= Exercise aim =
In the entries below, count every line with the string "components". State the count and nothing else.

§

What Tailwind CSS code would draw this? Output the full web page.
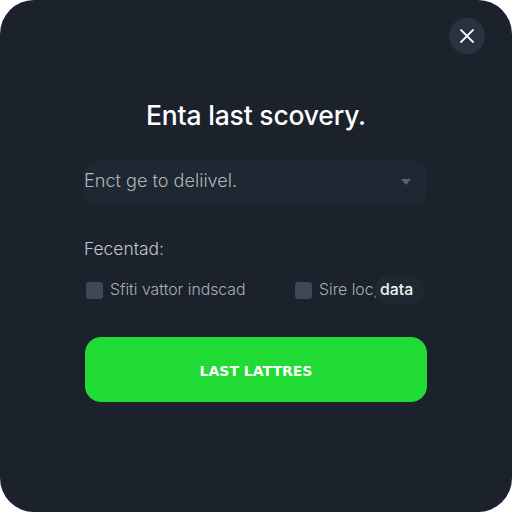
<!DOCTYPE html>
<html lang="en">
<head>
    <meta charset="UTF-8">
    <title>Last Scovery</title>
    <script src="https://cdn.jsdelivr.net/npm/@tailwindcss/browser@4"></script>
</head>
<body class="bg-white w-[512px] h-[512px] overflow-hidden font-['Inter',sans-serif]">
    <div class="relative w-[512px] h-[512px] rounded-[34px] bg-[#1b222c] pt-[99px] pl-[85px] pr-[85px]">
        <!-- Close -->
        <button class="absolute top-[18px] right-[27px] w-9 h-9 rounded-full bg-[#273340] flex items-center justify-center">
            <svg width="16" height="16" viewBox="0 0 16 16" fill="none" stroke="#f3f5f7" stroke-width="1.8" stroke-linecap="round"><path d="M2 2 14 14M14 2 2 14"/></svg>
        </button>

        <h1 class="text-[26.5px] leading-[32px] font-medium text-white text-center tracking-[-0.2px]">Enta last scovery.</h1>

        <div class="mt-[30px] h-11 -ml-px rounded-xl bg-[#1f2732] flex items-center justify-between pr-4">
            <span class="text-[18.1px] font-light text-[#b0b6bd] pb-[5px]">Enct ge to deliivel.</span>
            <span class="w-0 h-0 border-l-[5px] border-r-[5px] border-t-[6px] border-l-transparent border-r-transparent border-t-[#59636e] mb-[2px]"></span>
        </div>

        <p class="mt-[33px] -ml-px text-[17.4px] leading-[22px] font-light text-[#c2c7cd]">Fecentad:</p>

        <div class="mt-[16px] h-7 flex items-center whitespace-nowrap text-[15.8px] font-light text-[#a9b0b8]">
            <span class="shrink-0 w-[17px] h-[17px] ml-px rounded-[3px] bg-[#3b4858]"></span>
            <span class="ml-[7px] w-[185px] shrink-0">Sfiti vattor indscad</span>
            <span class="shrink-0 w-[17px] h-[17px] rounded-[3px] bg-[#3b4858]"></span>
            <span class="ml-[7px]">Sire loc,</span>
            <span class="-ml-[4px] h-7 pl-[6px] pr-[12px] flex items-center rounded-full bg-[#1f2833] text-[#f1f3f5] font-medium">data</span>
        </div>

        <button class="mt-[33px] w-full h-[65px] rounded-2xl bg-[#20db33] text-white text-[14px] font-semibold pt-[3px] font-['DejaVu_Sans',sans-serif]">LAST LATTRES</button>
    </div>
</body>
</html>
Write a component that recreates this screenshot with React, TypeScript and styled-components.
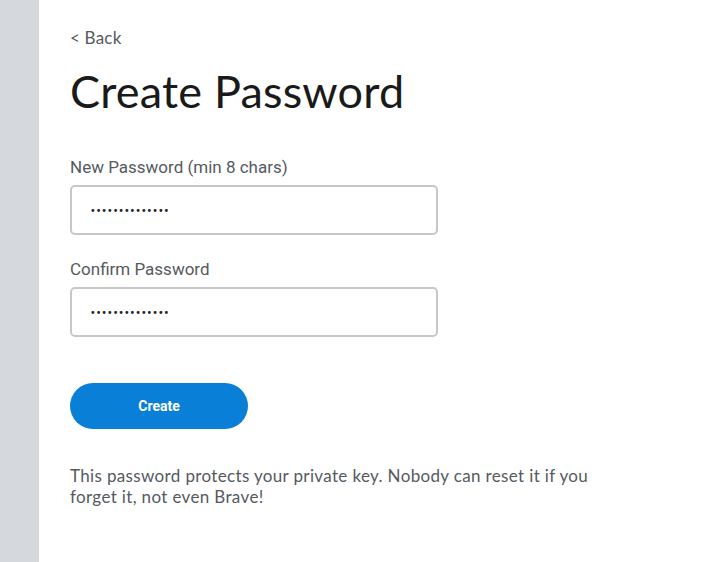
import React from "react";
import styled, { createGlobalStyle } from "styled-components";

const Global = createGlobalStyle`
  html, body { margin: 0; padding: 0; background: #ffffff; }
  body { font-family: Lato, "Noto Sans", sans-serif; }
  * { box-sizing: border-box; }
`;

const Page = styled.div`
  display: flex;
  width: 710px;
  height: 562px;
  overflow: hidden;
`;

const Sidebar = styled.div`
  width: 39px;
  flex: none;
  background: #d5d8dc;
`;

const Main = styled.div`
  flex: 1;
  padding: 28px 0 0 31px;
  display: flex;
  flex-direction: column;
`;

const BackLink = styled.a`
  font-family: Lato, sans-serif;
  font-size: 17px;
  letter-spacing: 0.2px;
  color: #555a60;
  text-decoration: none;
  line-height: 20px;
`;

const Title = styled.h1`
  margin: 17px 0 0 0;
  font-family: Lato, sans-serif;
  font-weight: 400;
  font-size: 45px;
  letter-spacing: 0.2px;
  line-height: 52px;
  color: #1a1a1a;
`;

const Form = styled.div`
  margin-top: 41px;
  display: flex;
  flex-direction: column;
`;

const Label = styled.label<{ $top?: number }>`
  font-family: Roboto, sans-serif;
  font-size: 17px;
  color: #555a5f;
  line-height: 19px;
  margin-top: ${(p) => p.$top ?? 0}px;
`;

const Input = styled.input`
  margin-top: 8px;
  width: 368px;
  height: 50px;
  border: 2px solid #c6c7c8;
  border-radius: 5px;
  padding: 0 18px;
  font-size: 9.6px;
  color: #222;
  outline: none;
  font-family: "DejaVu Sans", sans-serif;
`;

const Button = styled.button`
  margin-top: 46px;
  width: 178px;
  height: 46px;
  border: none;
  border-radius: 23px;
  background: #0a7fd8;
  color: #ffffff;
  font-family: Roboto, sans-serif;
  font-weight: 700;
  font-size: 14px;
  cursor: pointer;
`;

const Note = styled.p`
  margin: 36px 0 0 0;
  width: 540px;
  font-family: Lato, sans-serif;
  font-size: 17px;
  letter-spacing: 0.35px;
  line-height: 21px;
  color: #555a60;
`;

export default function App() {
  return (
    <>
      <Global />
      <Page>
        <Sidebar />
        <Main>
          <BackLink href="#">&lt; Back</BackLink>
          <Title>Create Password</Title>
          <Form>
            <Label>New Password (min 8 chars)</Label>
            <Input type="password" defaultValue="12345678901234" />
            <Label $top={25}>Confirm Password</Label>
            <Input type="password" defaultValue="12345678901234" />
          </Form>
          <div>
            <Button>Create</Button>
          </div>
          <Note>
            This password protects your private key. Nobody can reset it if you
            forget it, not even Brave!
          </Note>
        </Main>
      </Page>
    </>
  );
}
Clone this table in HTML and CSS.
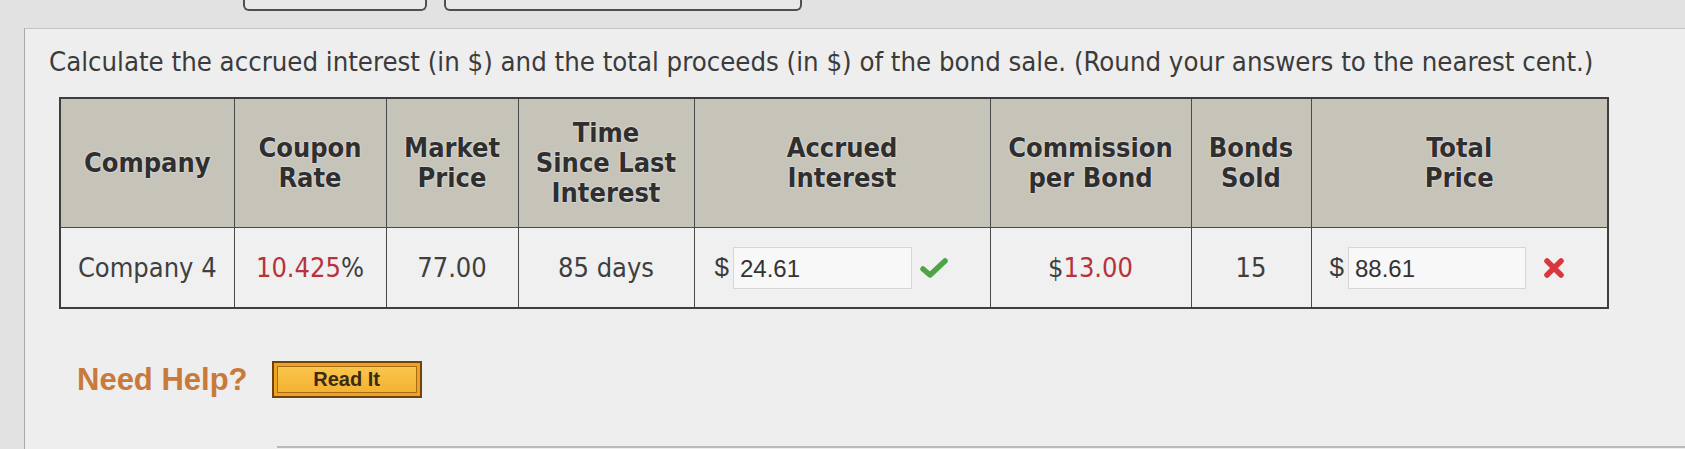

§

= Output for this task =
2